STATED EXERCISE:
Using the listing below, give the number of lines where "this" appears, and nothing else.

DATA TO PROCESS:
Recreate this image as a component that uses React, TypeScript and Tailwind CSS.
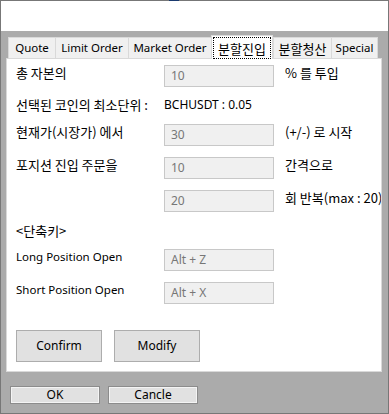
import React from "react";

const ko = "font-['Noto_Sans_CJK_KR',sans-serif] text-[13px]";

const tabs = [
  { label: "Quote", w: "w-[47px]" },
  { label: "Limit Order", w: "w-[73px]" },
  { label: "Market Order", w: "w-[83px]" },
  { label: "분할진입", w: "w-[62px]", active: true, kr: true },
  { label: "분할청산", w: "w-[58px]", kr: true },
  { label: "Special", w: "w-[47px]", last: true },
];

function Field({ value }: { value: string }) {
  return (
    <div className="flex h-[22px] w-[110px] shrink-0 items-center border border-[#c8c8c8] bg-[#f0f0f0] pl-[6px] text-[12px] text-[#777777]">
      {value}
    </div>
  );
}

function Row({ label, value, after, latin, className = "" }: { label?: string; value?: string; after?: string; latin?: boolean; className?: string }) {
  return (
    <div className={`flex h-[22px] items-start whitespace-nowrap ${className}`}>
      <div className={`w-[148px] shrink-0 leading-[16px] ${latin ? "" : ko}`}>{label}</div>
      {value ? <Field value={value} /> : <div className="w-[110px] shrink-0" />}
      {after && <div className={`ml-[11px] leading-[16px] ${ko}`}>{after}</div>}
    </div>
  );
}

export default function App() {
  return (
    <div className="relative flex h-[414px] w-[389px] flex-col border border-[#777777] bg-[#ababab] font-['Noto_Sans',sans-serif] text-[11.5px] text-black">
      <span className="absolute left-[168px] top-[-1px] h-px w-[10px] bg-[#1a3a6e]" />
      <div className="h-[30px] shrink-0 bg-white" />

      <div className="ml-[5px] mt-[4px] w-[376px]">
        <div className="flex h-[23px] items-end pl-[2px]">
          {tabs.map((t) =>
            t.active ? (
              <div
                key={t.label}
                className={`relative z-10 -mb-px flex h-[24px] items-center justify-center border border-b-0 border-[#d9d9d9] bg-white px-px pt-px ${t.w}`}
              >
                <div className={`flex h-full w-full items-center justify-center border border-dotted border-black leading-none ${ko}`}>
                  {t.label}
                </div>
              </div>
            ) : (
              <div
                key={t.label}
                className={`flex h-[21px] items-center justify-center border-l border-t border-[#d9d9d9] bg-[#f0f0f0] leading-none ${t.last ? "border-r" : ""} ${t.kr ? ko : ""} ${t.w}`}
              >
                {t.label}
              </div>
            )
          )}
        </div>

        <div className="flex h-[314px] flex-col overflow-hidden border border-[#d9d9d9] bg-white pl-[9px] pt-[6px]">
          <Row label="총 자본의" value="10" after="% 를 투입" />
          <div className="mt-[10px] flex h-[22px] items-start whitespace-nowrap leading-[16px]">
            <div className={`w-[148px] shrink-0 ${ko}`}>선택된 코인의 최소단위 :</div>
            <div className="text-[12px]">BCHUSDT : 0.05</div>
          </div>
          <Row className="mt-[5px]" label="현재가(시장가) 에서" value="30" after="(+/-) 로 시작" />
          <Row className="mt-[11px]" label="포지션 진입 주문을" value="10" after="간격으로" />
          <Row className="mt-[11px]" value="20" after="회 반복(max : 20)" />
          <Row className="mt-[11px]" label="<단축키>" />
          <Row className="mt-[4px]" latin label="Long Position Open" value="Alt + Z" />
          <Row className="mt-[11px]" latin label="Short Position Open" value="Alt + X" />

          <div className="mt-[26px] flex gap-[12px] text-[12px]">
            <button className="h-[32px] w-[86px] border border-[#adadad] bg-[#e1e1e1]">Confirm</button>
            <button className="h-[32px] w-[86px] border border-[#adadad] bg-[#e1e1e1]">Modify</button>
          </div>
        </div>
      </div>

      <div className="ml-[10px] mt-[15px] flex gap-[10px] text-[12px]">
        <button className="flex h-[16px] w-[88px] items-center justify-center border border-[#f4f4f4] bg-[#e1e1e1] leading-none shadow-[0_0_0_1px_#8c8c8c]">
          OK
        </button>
        <button className="flex h-[16px] w-[88px] items-center justify-center border border-[#f4f4f4] bg-[#e1e1e1] leading-none shadow-[0_0_0_1px_#8c8c8c]">
          Cancle
        </button>
      </div>
    </div>
  );
}
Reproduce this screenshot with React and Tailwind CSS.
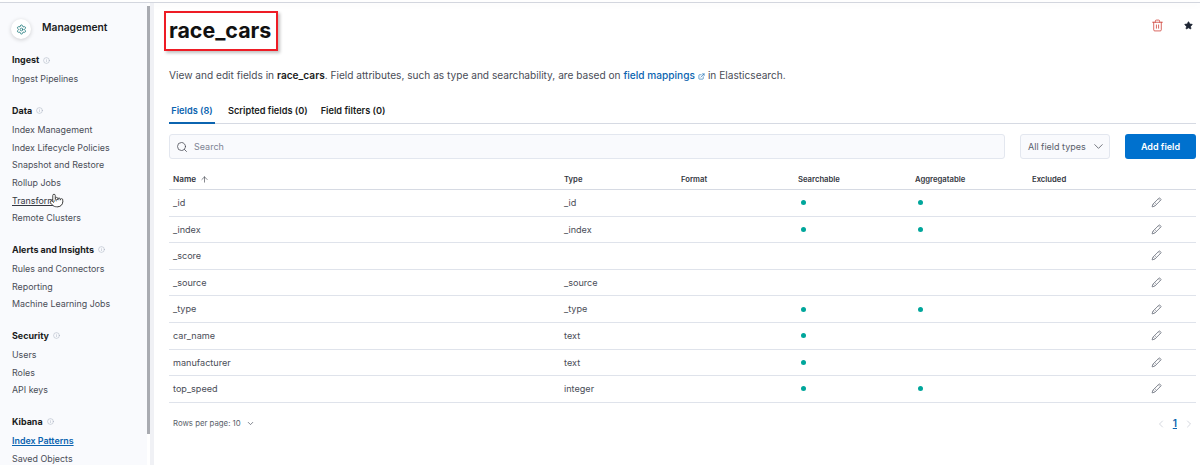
import React from "react";
import { Settings, Search, ArrowUp, ChevronDown, ChevronLeft, ChevronRight, Trash2, Star, ExternalLink, Info, Pointer } from "lucide-react";

const nav = [
  { title: "Ingest", items: ["Ingest Pipelines"] },
  { title: "Data", items: ["Index Management", "Index Lifecycle Policies", "Snapshot and Restore", "Rollup Jobs", "Transforms", "Remote Clusters"] },
  { title: "Alerts and Insights", items: ["Rules and Connectors", "Reporting", "Machine Learning Jobs"] },
  { title: "Security", items: ["Users", "Roles", "API keys"] },
  { title: "Kibana", items: ["Index Patterns", "Saved Objects"] },
];

const rows = [
  ["_id", "_id", true, true],
  ["_index", "_index", true, true],
  ["_score", "", false, false],
  ["_source", "_source", false, false],
  ["_type", "_type", true, true],
  ["car_name", "text", true, false],
  ["manufacturer", "text", true, false],
  ["top_speed", "integer", true, true],
];

const cols = "grid grid-cols-[391px_117px_117px_117px_117px_117px_1fr] items-center";

function Dot() {
  return <span className="block ml-[7px] w-[5px] h-[5px] rounded-full bg-[#00a69b]" />;
}

function PencilIcon() {
  return (
    <svg viewBox="0 0 12 12" className="w-[11px] h-[11px] text-[#7a7f8a]" fill="none" stroke="currentColor" strokeWidth="1" strokeLinejoin="round">
      <path d="M1.2 10.8 L2 7.9 L8.6 1.3 Q9.2 0.8 9.8 1.3 L10.7 2.2 Q11.2 2.8 10.7 3.4 L4.1 10 Z" />
      <path d="M2.4 7.6 L4.4 9.6 M4 6 L6 8 M8 2 L10 4" strokeWidth="0.7" />
    </svg>
  );
}

function NavLink({ label }) {
  const active = label === "Index Patterns";
  const hover = label === "Transforms";
  return (
    <div className="relative h-[17.7px] flex items-center">
      <span className={active ? "font-semibold text-[#0b64b0] underline" : hover ? "text-[#343741] underline" : "text-[#4a4d57]"}>{label}</span>
      {hover && (
        <Pointer className="absolute left-[37px] top-[1px] w-[15px] h-[17px] text-[#333] fill-white" strokeWidth={1.4} />
      )}
    </div>
  );
}

export default function App() {
  return (
    <div className="relative w-[1200px] h-[465px] overflow-hidden bg-white text-[#343741] font-['Inter',sans-serif]">
      <div className="pt-[1.5px] h-[3px]">
        <div className="h-[1.5px] bg-[#d3d6de] shadow-[0_2px_6px_rgba(0,0,0,0.08)]" />
      </div>
      <div className="flex h-[462px]">
        <aside className="w-[147px] shrink-0 bg-[#f9fafd] pl-[12px] text-[8.9px] overflow-hidden">
          <div className="flex items-center h-[38px] mt-[7px] -ml-[1px]">
            <span className="w-[20px] h-[20px] rounded-full bg-white shadow-[0_1px_4px_rgba(0,0,0,0.18)] flex items-center justify-center">
              <Settings className="w-[11px] h-[11px] text-[#0e6f72]" strokeWidth={1.6} />
            </span>
            <span className="ml-[11px] text-[10.3px] font-semibold text-[#1a1c21] -mt-[3px]">Management</span>
          </div>
          {nav.map((s, i) => (
            <div key={s.title} className={i === 0 ? "mt-[2px]" : "mt-[13px]"}>
              <div className="h-[20px] flex items-center gap-[4px] font-bold text-[#1a1c21] text-[8.95px]">
                {s.title}
                <Info className="w-[7px] h-[7px] text-[#98a2b3]" strokeWidth={1.4} />
              </div>
              {s.items.map((l) => (
                <NavLink key={l} label={l} />
              ))}
            </div>
          ))}
        </aside>
        <div className="w-[3px] shrink-0 bg-[#a9abb1] h-[428px] mt-[3px]" />
        <div className="w-[4px] shrink-0 bg-[#f0f1f5]" />
        <main className="flex-1 min-w-0 pl-[15px] pr-[4px]">
          <div className="flex items-start justify-between h-[58px]">
            <h1 className="mt-[8px] -ml-[5px] h-[40px] w-[114px] border-2 border-[#ee1c25] shadow-[2px_2px_3px_rgba(0,0,0,0.25)] pl-[3px] flex items-center text-[21.4px] font-bold text-[#111] leading-none">
              race_cars
            </h1>
            <div className="flex items-center mt-[16px]">
              <Trash2 className="w-[13px] h-[13px] text-[#d0453c]" strokeWidth={1.5} />
              <Star className="ml-[20px] mr-[3px] w-[9px] h-[9px] text-[#1d2433] fill-[#1d2433]" />
            </div>
          </div>
          <p className="h-[30px] flex items-center text-[10.15px] text-[#4a4d57] whitespace-pre">
            View and edit fields in <b className="font-semibold text-[#1a1c21]">race_cars</b>. Field attributes, such as type and searchability, are based on{" "}
            <span className="font-medium text-[#0b64b0]">field mappings</span>
            <ExternalLink className="mx-[3px] w-[7px] h-[7px] text-[#0b64b0]" />
            in Elasticsearch.
          </p>
          <div className="mt-[9px] flex h-[24px] border-b border-[#d6dae3] text-[9.2px] font-semibold text-[#1a1c21]">
            <div className="w-[46px] text-center pt-[4px] text-[#0b64b0] border-b-2 border-[#0b64b0] h-[24px]">Fields (8)</div>
            <div className="ml-[13px] pt-[4px]">Scripted fields (0)</div>
            <div className="ml-[13px] pt-[4px]">Field filters (0)</div>
          </div>
          <div className="mt-[10px] flex items-center h-[25px]">
            <div className="w-[836px] h-[25px] rounded-[3px] border border-[#e3e7ef] bg-[#f9fafd] flex items-center pl-[6px] text-[#7e8494] text-[9px]">
              <Search className="w-[12px] h-[12px] text-[#4a4d57]" strokeWidth={1.6} />
              <span className="ml-[6px]">Search</span>
            </div>
            <div className="ml-[15px] w-[90px] h-[25px] rounded-[3px] border border-[#e3e7ef] bg-[#f9fafd] flex items-center justify-between pl-[7px] pr-[2px] text-[9px] text-[#5a5f6b]">
              All field types
              <ChevronDown className="w-[15px] h-[15px] mr-[1px] text-[#4a4d57]" strokeWidth={1.2} />
            </div>
            <button className="ml-[15px] w-[71px] h-[25px] rounded-[3px] bg-[#0071ce] text-white text-[9px] font-semibold">Add field</button>
          </div>
          <div className={`${cols} mt-[8px] h-[23px] pt-[3px] border-b border-[#d6dae3] text-[7.7px] font-semibold text-[#343741]`}>
            <div className="pl-[4px] flex items-center gap-[4px] text-[8.2px]">Name <ArrowUp className="w-[9px] h-[9px]" strokeWidth={1.6} /></div>
            <div className="pl-[4px]">Type</div>
            <div className="pl-[4px]">Format</div>
            <div className="pl-[4px]">Searchable</div>
            <div className="pl-[4px]">Aggregatable</div>
            <div className="pl-[4px]">Excluded</div>
            <div />
          </div>
          {rows.map((r) => (
            <div key={r[0]} className={`${cols} h-[26.6px] border-b border-[#dfe3eb] text-[9.1px] text-[#4a4d57]`}>
              <div className="pl-[4px]">{r[0]}</div>
              <div className="pl-[4px]">{r[1]}</div>
              <div />
              <div>{r[2] && <Dot />}</div>
              <div>{r[3] && <Dot />}</div>
              <div />
              <div className="pl-[6px]"><PencilIcon /></div>
            </div>
          ))}
          <div className="mt-[13px] flex items-center justify-between h-[16px] text-[7.8px] text-[#5a5f6b] pl-[4px] w-[1027px]">
            <div className="flex items-center gap-[5px]">Rows per page: 10 <ChevronDown className="w-[9px] h-[9px]" /></div>
            <div className="flex items-center text-[#c3c7d1]">
              <ChevronLeft className="w-[12px] h-[12px]" strokeWidth={1.4} />
              <span className="mx-[6px] text-[10px] font-semibold text-[#0b64b0] underline">1</span>
              <ChevronRight className="w-[12px] h-[12px] mr-[1px]" strokeWidth={1.4} />
            </div>
          </div>
        </main>
      </div>
    </div>
  );
}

OUTPUT BELOW:
2